Task >>
Starting at the first line of the data, please print exactly those lines through the one that holds "import React from", omitting every picture.

Raw data >>
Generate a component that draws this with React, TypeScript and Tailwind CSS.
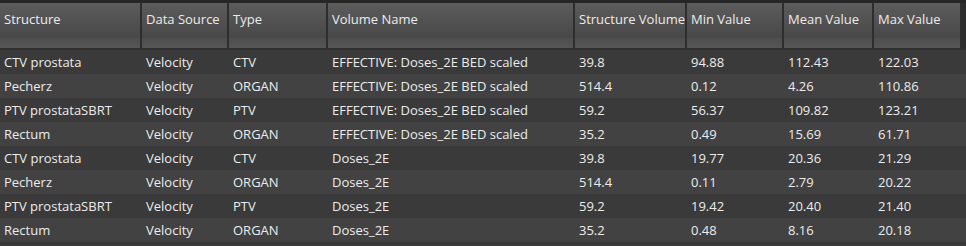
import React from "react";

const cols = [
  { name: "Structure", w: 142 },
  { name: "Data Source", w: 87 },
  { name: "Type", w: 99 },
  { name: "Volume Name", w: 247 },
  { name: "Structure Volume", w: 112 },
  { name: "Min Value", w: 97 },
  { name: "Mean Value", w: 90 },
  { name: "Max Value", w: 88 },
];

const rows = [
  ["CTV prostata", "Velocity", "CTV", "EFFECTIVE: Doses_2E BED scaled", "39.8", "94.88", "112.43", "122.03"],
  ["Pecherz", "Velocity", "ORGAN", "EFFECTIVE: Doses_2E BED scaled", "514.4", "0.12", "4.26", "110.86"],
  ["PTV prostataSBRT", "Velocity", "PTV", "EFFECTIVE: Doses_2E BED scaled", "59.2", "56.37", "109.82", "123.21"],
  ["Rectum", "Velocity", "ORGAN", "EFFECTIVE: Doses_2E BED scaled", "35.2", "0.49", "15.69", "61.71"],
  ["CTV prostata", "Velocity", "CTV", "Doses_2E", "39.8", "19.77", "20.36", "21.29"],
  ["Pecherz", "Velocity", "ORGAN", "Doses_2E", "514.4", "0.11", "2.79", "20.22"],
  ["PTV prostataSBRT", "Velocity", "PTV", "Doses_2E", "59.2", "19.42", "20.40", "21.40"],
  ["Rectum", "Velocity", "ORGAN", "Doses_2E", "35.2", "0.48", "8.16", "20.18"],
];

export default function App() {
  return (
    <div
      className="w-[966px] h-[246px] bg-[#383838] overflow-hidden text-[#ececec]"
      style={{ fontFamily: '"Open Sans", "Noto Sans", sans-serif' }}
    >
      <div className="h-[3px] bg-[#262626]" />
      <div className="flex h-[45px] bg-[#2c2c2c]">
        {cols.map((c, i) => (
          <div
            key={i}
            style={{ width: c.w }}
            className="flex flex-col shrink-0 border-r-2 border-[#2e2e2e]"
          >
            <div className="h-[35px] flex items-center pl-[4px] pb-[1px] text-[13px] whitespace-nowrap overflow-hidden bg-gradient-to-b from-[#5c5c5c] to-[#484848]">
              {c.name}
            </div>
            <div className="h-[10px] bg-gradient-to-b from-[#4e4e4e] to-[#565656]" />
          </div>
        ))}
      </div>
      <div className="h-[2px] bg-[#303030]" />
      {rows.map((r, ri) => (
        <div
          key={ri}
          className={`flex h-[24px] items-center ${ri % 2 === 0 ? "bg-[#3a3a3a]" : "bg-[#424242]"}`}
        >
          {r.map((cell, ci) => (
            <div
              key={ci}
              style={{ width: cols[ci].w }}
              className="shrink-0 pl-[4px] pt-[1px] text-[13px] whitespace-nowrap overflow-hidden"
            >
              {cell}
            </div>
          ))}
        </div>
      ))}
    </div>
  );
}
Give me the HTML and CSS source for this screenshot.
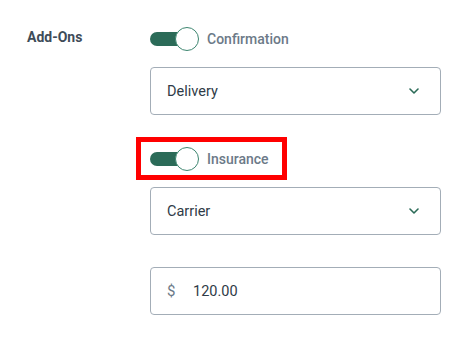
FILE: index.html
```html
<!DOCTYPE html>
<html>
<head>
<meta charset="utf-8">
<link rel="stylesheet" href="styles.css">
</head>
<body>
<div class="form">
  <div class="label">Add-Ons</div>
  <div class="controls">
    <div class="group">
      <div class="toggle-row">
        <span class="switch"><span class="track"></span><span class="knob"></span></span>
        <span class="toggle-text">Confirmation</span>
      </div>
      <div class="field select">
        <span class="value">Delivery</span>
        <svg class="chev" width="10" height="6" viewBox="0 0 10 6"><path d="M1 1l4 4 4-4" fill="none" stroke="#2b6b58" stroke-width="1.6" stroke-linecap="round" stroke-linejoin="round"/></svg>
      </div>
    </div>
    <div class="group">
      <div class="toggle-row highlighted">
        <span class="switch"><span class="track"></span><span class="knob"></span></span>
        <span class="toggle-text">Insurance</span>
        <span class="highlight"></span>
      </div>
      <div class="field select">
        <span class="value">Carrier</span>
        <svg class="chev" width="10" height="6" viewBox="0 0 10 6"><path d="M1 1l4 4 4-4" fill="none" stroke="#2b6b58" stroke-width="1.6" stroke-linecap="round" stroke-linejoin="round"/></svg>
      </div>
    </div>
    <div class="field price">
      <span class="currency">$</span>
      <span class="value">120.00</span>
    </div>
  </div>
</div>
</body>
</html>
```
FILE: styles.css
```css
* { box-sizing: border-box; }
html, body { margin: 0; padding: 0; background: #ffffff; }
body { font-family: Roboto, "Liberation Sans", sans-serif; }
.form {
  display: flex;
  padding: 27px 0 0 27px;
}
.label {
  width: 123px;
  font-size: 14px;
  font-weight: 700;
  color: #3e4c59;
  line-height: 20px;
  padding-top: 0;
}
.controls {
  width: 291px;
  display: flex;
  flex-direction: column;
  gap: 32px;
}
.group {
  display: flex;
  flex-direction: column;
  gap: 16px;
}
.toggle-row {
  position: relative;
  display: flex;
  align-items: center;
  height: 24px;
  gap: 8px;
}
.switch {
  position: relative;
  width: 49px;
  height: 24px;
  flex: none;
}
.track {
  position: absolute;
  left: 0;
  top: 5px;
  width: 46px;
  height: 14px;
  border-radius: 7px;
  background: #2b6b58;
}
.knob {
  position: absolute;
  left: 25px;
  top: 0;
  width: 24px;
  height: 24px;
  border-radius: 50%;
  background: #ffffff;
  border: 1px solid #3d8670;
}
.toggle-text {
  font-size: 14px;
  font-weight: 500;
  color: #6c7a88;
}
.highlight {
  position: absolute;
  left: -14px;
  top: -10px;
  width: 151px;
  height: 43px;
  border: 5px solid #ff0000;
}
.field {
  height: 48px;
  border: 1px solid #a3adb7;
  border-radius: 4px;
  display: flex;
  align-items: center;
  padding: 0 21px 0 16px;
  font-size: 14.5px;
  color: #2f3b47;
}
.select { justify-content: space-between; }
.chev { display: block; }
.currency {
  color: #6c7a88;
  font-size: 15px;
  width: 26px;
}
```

Solution to the problem >>
Generate a component that draws this with React, TypeScript and Tailwind CSS.
import React from "react";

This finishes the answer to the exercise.